Prompt:
Report each line of the data that includes the word "React".

Entries supplied:
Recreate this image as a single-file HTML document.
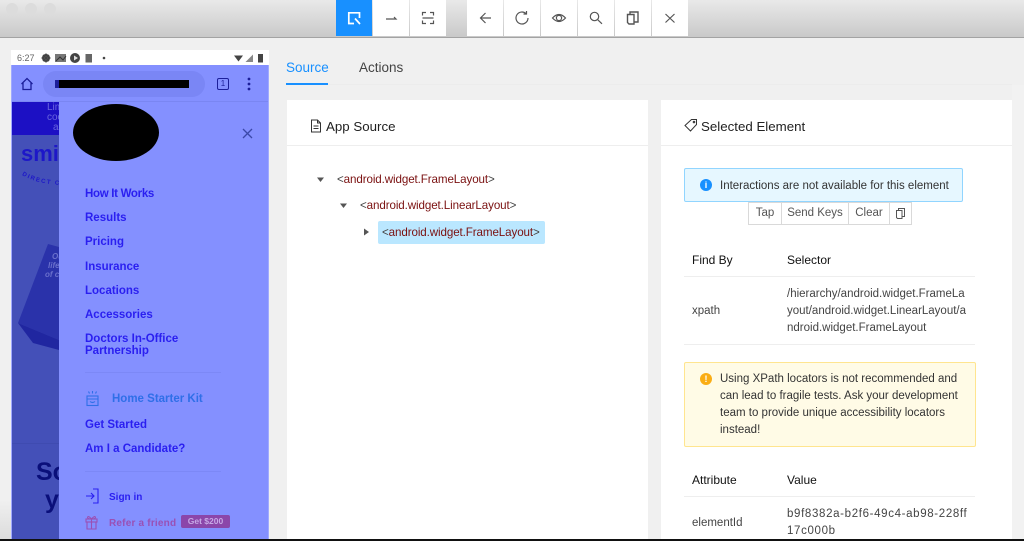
---
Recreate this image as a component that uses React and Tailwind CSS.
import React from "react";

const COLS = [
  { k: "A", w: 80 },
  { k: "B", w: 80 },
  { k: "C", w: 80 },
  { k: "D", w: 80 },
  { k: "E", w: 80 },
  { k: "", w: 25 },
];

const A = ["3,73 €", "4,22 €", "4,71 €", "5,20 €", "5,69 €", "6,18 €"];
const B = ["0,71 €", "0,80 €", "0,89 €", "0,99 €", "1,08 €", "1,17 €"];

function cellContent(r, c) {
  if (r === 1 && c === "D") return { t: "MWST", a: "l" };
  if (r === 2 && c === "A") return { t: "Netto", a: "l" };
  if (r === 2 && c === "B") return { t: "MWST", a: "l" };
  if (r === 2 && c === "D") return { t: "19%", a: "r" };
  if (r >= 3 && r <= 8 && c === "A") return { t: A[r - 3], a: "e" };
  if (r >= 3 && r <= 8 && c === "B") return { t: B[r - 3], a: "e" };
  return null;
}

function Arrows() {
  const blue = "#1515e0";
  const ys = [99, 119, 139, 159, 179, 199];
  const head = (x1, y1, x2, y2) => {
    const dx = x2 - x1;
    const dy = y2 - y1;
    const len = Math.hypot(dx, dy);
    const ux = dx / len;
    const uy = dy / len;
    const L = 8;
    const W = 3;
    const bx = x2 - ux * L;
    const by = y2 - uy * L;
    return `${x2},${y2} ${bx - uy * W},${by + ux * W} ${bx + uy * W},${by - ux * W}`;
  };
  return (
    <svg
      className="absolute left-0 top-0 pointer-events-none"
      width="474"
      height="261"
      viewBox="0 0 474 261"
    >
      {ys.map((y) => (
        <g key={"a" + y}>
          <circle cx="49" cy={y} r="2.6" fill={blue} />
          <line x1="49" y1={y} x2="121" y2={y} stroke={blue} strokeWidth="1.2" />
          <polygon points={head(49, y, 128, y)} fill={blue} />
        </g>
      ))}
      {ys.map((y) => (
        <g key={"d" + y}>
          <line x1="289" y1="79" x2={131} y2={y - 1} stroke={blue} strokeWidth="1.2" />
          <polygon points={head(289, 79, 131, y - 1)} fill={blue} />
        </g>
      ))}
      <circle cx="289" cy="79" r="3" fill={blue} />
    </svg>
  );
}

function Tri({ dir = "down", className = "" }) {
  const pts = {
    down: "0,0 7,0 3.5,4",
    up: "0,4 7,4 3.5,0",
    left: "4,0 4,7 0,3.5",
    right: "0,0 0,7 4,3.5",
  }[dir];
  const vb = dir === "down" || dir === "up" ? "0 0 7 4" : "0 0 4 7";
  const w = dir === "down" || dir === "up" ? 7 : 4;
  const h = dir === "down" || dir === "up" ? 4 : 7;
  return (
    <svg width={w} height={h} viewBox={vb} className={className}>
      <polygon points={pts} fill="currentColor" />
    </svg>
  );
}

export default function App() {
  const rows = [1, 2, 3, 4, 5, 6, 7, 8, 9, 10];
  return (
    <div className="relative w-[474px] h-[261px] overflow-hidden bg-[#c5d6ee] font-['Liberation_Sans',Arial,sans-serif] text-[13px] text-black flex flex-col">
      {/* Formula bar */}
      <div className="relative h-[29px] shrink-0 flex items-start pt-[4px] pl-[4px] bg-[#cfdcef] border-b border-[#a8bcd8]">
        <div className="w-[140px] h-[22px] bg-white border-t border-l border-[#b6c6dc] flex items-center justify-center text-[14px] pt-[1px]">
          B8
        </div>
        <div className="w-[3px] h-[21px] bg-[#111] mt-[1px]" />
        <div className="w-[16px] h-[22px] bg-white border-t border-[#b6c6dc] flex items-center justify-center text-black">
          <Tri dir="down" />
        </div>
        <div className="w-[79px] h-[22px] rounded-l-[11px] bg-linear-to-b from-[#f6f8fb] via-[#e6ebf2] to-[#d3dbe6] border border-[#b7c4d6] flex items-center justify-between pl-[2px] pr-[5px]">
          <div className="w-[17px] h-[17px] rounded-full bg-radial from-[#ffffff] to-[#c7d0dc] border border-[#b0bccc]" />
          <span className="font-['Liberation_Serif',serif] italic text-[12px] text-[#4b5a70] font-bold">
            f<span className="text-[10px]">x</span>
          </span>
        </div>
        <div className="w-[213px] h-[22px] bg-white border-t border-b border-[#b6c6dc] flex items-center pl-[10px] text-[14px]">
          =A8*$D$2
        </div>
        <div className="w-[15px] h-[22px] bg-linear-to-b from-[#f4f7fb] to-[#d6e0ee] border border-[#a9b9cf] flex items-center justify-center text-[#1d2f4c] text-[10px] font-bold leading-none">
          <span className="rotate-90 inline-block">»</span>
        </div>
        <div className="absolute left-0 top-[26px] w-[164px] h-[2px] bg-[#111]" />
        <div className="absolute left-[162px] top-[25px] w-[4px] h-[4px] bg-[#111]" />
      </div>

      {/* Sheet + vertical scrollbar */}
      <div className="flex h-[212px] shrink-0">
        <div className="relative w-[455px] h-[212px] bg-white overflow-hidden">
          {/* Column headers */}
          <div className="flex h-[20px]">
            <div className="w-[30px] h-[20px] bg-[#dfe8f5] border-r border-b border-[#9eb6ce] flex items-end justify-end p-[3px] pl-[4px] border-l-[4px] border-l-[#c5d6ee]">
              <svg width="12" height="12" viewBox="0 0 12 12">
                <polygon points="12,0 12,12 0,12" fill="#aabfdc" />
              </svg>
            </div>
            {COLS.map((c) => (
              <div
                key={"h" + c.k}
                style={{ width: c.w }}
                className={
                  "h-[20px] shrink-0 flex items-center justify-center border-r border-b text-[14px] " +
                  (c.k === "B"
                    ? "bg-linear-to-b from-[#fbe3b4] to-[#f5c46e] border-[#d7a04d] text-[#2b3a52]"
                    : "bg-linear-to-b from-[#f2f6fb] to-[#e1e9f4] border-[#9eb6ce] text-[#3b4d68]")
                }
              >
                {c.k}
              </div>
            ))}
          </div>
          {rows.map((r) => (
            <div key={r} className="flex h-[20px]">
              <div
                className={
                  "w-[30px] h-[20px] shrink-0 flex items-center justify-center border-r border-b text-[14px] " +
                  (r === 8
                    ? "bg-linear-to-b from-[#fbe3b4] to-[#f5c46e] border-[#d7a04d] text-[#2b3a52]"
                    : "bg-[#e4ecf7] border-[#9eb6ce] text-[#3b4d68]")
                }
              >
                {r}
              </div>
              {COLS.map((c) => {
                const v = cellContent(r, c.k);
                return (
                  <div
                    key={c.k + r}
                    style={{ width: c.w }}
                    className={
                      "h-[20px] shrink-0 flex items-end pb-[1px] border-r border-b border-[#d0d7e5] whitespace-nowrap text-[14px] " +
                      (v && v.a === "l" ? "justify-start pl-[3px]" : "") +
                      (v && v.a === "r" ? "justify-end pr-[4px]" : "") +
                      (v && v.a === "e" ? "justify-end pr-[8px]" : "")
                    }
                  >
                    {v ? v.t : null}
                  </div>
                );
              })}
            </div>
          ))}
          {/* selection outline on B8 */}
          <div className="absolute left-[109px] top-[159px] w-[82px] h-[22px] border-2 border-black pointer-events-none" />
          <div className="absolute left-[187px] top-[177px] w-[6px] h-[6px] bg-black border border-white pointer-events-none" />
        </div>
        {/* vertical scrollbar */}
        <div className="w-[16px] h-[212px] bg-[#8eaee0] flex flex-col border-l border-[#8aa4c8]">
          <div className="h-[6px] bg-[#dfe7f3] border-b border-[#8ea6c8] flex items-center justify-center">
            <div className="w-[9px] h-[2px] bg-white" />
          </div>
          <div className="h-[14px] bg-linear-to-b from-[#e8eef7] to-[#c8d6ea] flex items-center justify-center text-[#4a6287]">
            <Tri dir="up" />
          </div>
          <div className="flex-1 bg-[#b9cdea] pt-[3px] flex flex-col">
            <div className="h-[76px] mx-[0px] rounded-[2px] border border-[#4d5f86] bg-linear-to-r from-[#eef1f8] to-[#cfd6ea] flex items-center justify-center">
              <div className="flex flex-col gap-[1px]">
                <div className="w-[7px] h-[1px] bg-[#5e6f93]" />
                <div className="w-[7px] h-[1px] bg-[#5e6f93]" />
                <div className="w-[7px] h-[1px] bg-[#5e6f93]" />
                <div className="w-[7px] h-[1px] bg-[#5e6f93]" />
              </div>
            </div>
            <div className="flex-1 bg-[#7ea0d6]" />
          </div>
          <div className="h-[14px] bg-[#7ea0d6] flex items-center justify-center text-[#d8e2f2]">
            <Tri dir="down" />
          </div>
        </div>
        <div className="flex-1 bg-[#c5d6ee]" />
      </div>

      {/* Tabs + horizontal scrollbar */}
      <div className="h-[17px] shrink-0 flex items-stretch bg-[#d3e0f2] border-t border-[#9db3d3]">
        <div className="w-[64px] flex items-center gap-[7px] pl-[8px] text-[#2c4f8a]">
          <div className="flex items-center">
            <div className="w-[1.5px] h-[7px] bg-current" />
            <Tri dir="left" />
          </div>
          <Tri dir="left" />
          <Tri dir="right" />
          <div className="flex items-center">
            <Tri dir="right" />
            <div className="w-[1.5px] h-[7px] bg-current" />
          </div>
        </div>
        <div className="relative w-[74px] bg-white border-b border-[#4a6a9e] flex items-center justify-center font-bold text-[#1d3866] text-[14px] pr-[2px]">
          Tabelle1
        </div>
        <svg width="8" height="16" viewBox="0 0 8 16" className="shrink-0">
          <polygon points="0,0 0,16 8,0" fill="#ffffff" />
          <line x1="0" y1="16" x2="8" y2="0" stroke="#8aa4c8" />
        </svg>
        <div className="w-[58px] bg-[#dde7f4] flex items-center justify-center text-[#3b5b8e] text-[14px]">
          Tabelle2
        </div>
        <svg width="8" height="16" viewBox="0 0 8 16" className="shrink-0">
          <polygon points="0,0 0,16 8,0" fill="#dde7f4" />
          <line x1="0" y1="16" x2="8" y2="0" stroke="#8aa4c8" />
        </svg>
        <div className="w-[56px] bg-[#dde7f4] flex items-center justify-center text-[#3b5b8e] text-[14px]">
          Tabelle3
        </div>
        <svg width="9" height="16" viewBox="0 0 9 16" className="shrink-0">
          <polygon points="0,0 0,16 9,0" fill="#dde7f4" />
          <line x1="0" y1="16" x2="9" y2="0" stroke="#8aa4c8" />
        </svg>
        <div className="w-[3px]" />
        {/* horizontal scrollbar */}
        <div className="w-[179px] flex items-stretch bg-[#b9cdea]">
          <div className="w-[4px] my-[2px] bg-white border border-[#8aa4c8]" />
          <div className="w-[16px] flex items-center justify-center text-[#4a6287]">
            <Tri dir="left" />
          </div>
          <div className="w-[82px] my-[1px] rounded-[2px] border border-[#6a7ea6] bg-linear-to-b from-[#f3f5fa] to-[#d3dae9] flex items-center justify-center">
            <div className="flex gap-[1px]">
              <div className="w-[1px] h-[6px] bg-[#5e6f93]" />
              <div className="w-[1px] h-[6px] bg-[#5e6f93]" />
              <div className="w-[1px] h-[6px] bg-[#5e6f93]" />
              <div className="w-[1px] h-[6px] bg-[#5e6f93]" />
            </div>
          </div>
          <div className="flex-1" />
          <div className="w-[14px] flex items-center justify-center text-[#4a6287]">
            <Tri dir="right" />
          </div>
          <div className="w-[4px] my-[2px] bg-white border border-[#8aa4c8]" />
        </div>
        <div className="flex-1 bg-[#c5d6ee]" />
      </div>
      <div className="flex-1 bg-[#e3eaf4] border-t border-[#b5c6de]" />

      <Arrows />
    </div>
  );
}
==
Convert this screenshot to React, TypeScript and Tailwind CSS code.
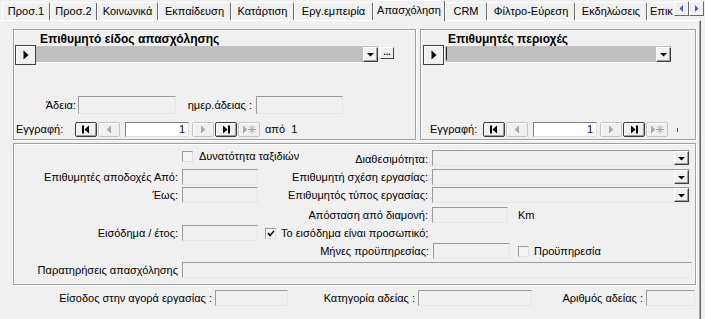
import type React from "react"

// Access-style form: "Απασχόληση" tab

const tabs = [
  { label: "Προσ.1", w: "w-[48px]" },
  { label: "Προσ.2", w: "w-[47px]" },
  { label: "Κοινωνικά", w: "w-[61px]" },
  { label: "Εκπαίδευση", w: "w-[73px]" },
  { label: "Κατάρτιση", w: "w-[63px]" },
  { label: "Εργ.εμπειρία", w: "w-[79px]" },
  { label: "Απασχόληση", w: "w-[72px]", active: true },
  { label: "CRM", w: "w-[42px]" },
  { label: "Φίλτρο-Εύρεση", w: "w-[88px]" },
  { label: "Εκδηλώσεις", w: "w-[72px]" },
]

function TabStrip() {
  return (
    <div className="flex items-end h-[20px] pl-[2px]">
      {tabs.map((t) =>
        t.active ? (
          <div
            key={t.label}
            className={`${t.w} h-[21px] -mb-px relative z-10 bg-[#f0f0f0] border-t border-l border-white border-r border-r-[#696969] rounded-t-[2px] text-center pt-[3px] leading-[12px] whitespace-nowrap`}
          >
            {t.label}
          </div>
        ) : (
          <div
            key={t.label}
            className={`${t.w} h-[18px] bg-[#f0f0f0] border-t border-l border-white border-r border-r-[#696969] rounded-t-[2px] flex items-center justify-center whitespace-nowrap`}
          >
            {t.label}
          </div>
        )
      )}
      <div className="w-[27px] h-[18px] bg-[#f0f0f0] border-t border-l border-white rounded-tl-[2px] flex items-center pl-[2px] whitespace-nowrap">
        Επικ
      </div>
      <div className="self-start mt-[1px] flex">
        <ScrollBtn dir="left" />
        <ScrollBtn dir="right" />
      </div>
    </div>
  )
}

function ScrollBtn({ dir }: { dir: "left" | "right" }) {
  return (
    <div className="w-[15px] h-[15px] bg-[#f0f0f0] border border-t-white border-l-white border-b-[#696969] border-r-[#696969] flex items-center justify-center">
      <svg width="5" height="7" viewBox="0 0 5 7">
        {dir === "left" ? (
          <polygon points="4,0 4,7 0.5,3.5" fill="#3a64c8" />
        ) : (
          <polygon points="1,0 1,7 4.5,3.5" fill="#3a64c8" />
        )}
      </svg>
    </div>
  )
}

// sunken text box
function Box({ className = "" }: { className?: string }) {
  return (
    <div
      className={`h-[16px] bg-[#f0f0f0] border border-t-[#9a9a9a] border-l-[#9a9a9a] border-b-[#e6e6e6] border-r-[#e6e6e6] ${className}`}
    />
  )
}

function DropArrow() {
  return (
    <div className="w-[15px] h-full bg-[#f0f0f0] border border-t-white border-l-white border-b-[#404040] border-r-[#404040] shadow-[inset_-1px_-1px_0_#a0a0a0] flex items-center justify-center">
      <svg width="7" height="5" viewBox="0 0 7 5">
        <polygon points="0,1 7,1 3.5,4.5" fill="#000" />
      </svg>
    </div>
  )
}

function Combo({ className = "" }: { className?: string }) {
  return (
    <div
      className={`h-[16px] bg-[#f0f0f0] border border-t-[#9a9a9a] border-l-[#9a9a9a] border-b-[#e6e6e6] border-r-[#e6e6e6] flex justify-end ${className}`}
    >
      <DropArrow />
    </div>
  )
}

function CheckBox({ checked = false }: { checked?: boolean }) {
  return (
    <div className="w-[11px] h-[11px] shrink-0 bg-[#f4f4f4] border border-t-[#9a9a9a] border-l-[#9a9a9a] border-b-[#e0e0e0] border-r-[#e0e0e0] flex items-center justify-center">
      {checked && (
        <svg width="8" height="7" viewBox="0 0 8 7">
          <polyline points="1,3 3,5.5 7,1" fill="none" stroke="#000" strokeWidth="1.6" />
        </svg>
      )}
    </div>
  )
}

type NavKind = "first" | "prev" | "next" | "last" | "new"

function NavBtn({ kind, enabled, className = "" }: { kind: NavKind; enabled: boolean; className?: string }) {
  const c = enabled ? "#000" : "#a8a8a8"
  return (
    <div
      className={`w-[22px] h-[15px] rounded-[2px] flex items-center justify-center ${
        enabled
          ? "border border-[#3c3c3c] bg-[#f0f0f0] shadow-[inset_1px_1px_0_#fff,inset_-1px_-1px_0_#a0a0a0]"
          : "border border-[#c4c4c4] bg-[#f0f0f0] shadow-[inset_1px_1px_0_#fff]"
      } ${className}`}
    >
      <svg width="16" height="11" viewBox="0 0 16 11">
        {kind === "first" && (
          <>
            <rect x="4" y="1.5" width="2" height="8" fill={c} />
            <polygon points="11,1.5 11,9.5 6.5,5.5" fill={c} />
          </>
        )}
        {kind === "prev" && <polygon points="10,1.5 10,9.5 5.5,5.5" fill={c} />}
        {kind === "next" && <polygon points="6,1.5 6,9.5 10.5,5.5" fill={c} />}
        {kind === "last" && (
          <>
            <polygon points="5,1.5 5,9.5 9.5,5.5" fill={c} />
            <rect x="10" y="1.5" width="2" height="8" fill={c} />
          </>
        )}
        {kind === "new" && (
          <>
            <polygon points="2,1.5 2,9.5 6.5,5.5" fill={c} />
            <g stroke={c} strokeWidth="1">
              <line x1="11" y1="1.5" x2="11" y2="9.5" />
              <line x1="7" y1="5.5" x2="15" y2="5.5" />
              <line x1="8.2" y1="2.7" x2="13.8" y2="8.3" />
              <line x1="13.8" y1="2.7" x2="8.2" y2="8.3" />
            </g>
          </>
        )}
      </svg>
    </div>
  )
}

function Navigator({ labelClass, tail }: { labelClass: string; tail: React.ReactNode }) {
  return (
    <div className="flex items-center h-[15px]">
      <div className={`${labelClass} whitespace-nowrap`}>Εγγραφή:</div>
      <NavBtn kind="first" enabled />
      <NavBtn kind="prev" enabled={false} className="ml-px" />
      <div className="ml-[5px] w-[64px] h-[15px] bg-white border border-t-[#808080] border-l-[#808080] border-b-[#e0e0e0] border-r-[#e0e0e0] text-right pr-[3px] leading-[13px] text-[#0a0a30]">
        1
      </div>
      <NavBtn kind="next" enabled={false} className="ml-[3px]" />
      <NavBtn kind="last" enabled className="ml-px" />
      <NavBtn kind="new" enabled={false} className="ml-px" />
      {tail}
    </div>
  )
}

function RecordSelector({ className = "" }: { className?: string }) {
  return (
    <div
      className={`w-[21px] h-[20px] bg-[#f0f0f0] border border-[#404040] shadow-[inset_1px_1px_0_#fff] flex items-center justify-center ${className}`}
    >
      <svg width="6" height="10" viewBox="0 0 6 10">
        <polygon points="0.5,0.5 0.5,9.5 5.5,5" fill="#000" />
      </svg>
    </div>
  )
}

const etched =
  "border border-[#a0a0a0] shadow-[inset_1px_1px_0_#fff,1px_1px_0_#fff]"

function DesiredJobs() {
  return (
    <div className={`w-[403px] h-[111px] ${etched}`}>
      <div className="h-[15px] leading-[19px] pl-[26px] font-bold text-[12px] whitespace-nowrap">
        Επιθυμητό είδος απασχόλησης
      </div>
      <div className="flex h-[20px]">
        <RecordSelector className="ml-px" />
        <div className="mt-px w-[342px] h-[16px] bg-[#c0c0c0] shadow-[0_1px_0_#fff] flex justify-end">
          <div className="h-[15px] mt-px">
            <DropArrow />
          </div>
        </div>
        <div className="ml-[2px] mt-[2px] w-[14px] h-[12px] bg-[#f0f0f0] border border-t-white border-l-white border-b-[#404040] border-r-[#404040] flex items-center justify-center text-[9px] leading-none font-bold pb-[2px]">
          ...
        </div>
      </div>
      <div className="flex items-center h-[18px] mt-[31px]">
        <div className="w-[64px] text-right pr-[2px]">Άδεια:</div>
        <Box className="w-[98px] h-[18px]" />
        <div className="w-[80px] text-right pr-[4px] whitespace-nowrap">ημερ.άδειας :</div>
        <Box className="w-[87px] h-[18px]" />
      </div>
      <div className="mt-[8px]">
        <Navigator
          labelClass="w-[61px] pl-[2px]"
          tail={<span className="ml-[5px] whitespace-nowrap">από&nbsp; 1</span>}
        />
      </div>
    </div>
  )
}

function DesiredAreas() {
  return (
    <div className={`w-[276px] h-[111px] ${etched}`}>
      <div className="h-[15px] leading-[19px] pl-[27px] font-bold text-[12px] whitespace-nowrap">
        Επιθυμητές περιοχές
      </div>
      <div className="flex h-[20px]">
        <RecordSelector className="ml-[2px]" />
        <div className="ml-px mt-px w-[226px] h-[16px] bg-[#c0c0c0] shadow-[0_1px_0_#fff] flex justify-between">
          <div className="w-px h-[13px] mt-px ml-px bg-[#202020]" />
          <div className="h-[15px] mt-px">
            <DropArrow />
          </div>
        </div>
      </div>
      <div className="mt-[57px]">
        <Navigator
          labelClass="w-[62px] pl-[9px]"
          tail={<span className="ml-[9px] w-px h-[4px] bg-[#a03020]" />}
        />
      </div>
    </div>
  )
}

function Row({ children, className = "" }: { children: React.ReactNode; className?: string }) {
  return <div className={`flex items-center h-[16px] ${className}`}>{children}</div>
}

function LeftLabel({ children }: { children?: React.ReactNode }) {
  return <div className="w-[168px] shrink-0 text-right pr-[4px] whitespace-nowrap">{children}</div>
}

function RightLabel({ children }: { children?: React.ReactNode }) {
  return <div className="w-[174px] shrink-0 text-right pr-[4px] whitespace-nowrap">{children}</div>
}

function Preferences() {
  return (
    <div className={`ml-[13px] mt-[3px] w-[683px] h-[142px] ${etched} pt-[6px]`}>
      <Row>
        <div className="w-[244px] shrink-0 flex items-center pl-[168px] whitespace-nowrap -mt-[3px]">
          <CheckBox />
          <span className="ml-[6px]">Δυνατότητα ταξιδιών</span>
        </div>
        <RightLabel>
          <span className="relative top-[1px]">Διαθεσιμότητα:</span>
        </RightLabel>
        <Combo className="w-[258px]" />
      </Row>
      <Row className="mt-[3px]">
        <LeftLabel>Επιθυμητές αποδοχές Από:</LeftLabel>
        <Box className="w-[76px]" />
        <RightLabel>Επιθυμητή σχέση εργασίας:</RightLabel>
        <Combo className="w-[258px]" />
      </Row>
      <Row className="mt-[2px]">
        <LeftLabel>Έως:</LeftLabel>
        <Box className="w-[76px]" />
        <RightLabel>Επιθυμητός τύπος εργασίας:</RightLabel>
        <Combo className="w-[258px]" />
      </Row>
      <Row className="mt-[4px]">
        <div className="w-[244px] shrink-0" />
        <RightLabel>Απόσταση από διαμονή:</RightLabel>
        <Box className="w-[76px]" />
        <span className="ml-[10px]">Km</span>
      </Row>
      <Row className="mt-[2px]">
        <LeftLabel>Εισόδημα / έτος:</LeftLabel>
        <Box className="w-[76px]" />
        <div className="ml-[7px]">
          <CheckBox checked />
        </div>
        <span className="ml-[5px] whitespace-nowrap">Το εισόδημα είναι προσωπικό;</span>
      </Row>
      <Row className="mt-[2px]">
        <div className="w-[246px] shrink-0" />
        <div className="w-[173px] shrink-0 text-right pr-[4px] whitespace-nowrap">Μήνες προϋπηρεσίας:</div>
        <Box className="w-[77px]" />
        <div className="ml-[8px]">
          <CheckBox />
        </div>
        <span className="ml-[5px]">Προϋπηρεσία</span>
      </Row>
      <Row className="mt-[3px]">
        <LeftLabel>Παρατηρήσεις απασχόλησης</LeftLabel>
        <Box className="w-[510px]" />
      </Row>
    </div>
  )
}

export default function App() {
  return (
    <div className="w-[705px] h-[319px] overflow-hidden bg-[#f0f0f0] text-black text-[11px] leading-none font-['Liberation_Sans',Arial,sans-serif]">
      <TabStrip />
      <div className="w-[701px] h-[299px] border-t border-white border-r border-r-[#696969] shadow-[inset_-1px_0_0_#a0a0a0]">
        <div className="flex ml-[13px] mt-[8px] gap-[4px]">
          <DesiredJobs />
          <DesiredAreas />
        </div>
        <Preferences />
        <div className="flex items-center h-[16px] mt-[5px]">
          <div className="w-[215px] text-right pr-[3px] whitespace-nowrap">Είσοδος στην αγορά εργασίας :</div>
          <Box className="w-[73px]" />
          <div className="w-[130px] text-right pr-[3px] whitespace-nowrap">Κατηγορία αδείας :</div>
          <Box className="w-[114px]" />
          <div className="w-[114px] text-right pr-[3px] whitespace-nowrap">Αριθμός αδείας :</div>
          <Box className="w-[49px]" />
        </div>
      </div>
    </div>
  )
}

Written answer:
Recreate this image as a component that uses React and Tailwind CSS.
import React from "react";
Convert this screenshot to React, TypeScript and Tailwind CSS code.
import type React from "react"
function Navigator({ labelClass, tail }: { labelClass: string; tail: React.ReactNode }) {
function Row({ children, className = "" }: { children: React.ReactNode; className?: string }) {
function LeftLabel({ children }: { children?: React.ReactNode }) {
function RightLabel({ children }: { children?: React.ReactNode }) {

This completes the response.